Jenks had spent his whole adult life trying to live a life that was decent, but without the superstition of religion. He strived to achieve his goals by using logic and science. But as the Universe would have it, on his very death-bed he was privvy to a simulacrum of the Devil. Satan. Lucifer. The Light-Bringer. Sworn enemy of God. 

Just his luck.

Shit.

Fuckin’ figures.

Lucifer grinned a perfect set of pearly whites. “No, I’m not ‘Lucifer’ in the classical sense. I am the interpretation your damaged mind conjured up so it could understand the communication you’re receiving.” Oh, well is that all? Jenks was sceptical, but it made sense. At least more sense than the supernatural explanation it could have made. “Alright Lucifer ol’ pal, how come I can even perceive you at all? Or perceive anything? The last I checked, I was well into the dying process. For all I know, you’re the last visions of a rotting brain!”, Jenks offered. The faux Lucifer materialized a luxurious chair out of thin air, then sat in it with a genteel flair. “Your brain is currently being kept alive by advanced medical nano-bots of latest design. They can’t rebuild the damaged parts, but they’re able to build new pathways around them to unused, undamaged brain tissues. The nano is then able to ‘re-educate’ your brain into using the undamaged tissues. It is also building new blood vessels to supply these new activated areas. It’s kind of like a rehabilitated epileptic brain that had a hemisphere removed. That is why you aren’t dead, yet.” Again, the perfect teeth flashed.

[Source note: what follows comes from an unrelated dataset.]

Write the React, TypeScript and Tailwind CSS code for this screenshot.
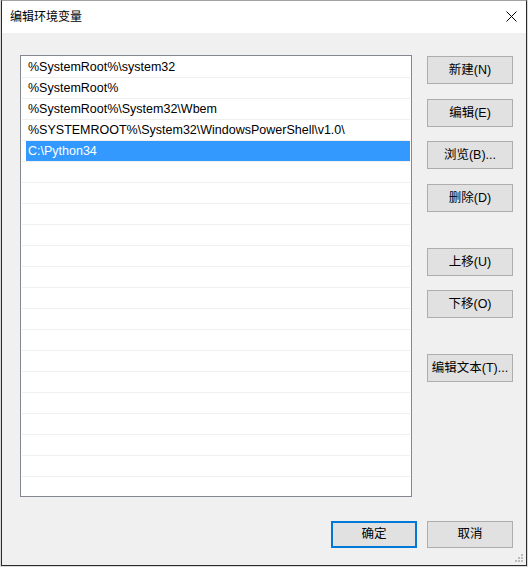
const paths = [
    "%SystemRoot%\\system32",
    "%SystemRoot%",
    "%SystemRoot%\\System32\\Wbem",
    "%SYSTEMROOT%\\System32\\WindowsPowerShell\\v1.0\\",
    "C:\\Python34",
];

const selected = 4;
const rowCount = 21;

function SideButton({ label, className = "" }: { label: string; className?: string }) {
    return (
        <button className={`w-[86px] h-[28px] bg-[#e1e1e1] border border-[#adadad] text-black text-[12.5px] leading-none ${className}`}>
            {label}
        </button>
    );
}

export default function App() {
    const rows = Array.from({ length: rowCount }, (_, i) => paths[i] ?? "");

    return (
        <div
            className="w-[528px] h-[567px] bg-[#d9d9d9] pl-px overflow-hidden"
            style={{ fontFamily: "'Liberation Sans', 'Noto Sans CJK SC', sans-serif" }}
        >
            <div className="relative w-[526px] h-[566px] border border-[#2b2b2b] border-t-[#a3a3a3] bg-[#f0f0f0] flex flex-col">

                {/* title bar */}
                <div className="h-[32px] bg-white flex items-center justify-between pl-[8px] pr-[9px]">
                    <span className="text-[12px] text-black">编辑环境变量</span>
                    <svg width="11" height="11" viewBox="0 0 11 11" className="mt-[-1px]">
                        <path d="M0.5 0.5 L10.5 10.5 M10.5 0.5 L0.5 10.5" stroke="#000" strokeWidth="1" fill="none" />
                    </svg>
                </div>

                <div className="flex pt-[22px] pl-[18px]">

                    {/* path list */}
                    <div className="w-[392px] h-[442px] bg-white border border-[#828790] pt-px px-px overflow-hidden">
                        {rows.map((text, i) => (
                            <div key={i} className="h-[21px] border-b border-[#efefef] pl-[4px]">
                                <div
                                    className={`h-full pl-[2px] pt-px flex items-center text-[12.5px] whitespace-nowrap ${i === selected ? "bg-[#3399ff] text-white" : "text-black"
                                        }`}
                                >
                                    {text}
                                </div>
                            </div>
                        ))}
                    </div>

                    <div className="flex flex-col ml-[15px] mt-px">
                        <SideButton label="新建(N)" />
                        <SideButton label="编辑(E)" className="mt-[15px]" />
                        <SideButton label="浏览(B)..." className="mt-[14px]" />
                        <SideButton label="删除(D)" className="mt-[15px]" />
                        <SideButton label="上移(U)" className="mt-[36px]" />
                        <SideButton label="下移(O)" className="mt-[14px]" />
                        <SideButton label="编辑文本(T)..." className="mt-[36px]" />
                    </div>
                </div>

                {/* dialog buttons */}
                <div className="flex justify-end gap-[10px] pr-[13px] mt-[24px]">
                    <button className="w-[86px] h-[27px] bg-[#e1e1e1] border-2 border-[#0078d7] text-black text-[12.5px] leading-none">
                        确定
                    </button>
                    <button className="w-[86px] h-[27px] bg-[#e1e1e1] border border-[#adadad] text-black text-[12.5px] leading-none">
                        取消
                    </button>
                </div>

                {/* size grip */}
                <svg width="9" height="9" viewBox="0 0 9 9" className="absolute right-[2px] bottom-[2px]">
                    <rect x="6" y="0" width="2" height="2" fill="#bcbcbc" />
                    <rect x="3" y="3" width="2" height="2" fill="#bcbcbc" />
                    <rect x="6" y="3" width="2" height="2" fill="#bcbcbc" />
                    <rect x="0" y="6" width="2" height="2" fill="#bcbcbc" />
                    <rect x="3" y="6" width="2" height="2" fill="#bcbcbc" />
                    <rect x="6" y="6" width="2" height="2" fill="#bcbcbc" />
                </svg>
            </div>
        </div>
    );
}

Jenks gulped mentally. He was plainly over his head here. He had written several stories over the years about the possibility of uber-beings. It didn’t matter if this creature was some kind of super AI, or ‘The Bringer of Light’ himself. The being clearly had him in its thrall. There wasn’t much Jenks could do about it. But it was obvious the creature went out of its way to stop his death long enough for some kind of visit. 

He was pretty certain it wasn’t out of altruism.

It wanted something.

And the damn thing could read his thoughts.

Oh man.

“Yes, quite correct Mr. Jenks, your powers of deduction remain intact. That can be of great service to us. And what I am prepared to offer you on my client’s behalf is infinitely better than the cryogenic preservation of your head your family was so upset about. The offer, if you accept, is a certainty.”

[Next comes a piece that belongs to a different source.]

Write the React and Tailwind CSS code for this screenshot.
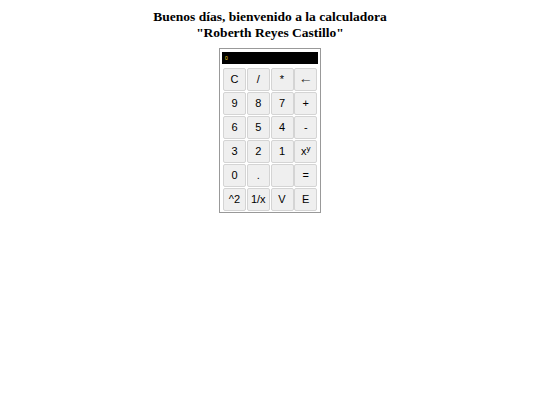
import React from 'react';

const rows = [
  ['C', '/', '*', '←'],
  ['9', '8', '7', '+'],
  ['6', '5', '4', '-'],
  ['3', '2', '1', 'xy'],
  ['0', '.', '', '='],
  ['^2', '1/x', 'V', 'E'],
];

const Key = ({ label }) => (
  <button className="w-[23px] h-[23px] flex items-center justify-center bg-[#efefef] border border-[#d4d4d4] rounded-[2px] text-[11px] text-black font-['Liberation_Sans',Arial,sans-serif] leading-none">
    {label === 'xy' ? (
      <span>
        x<sup className="text-[8px]">y</sup>
      </span>
    ) : label === '←' ? (
      <span className="text-[14px] leading-none text-[#333] relative -top-[2px]">←</span>
    ) : (
      label
    )}
  </button>
);

export default function App() {
  return (
    <div className="w-[540px] h-[405px] bg-white flex flex-col items-center">
      <h2 className="mt-[9px] text-center font-bold text-[13.5px] leading-[16px] text-black font-['Liberation_Serif','Times_New_Roman',serif]">
        Buenos días, bienvenido a la calculadora
        <br />
        "Roberth Reyes Castillo"
      </h2>
      <div className="mt-[7px] w-[102px] border border-[#999] p-[1px] flex flex-col">
        <div className="mx-[1px] mt-[2px] h-[12px] bg-black flex items-center px-[3px]">
          <span className="text-[5px] text-yellow-300 leading-none font-['Liberation_Sans',sans-serif]">0</span>
        </div>
        <div className="mt-[4px] px-[2px] grid grid-cols-4 gap-[1px]">
          {rows.flat().map((k, i) => (
            <Key key={i} label={k} />
          ))}
        </div>
      </div>
    </div>
  );
}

Now the creature had Jenks’ undivided attention. Hell, ‘Lucifer’ had his attention when he said “us”. “Alright Luke ol’ buddy, y’know you have my attention. What are you offering me this night to cheat The Reaper of his prize? What are you offering me in exchange for my ‘soul’?’

The beautiful being leaned forward in his simulated exalted seat, a sardonic crooked smile crossed his visage that suddenly sent chills through what was left of Jenks’ natural meat brain.

“A job Mr. Jenks. We’re offering you a job.”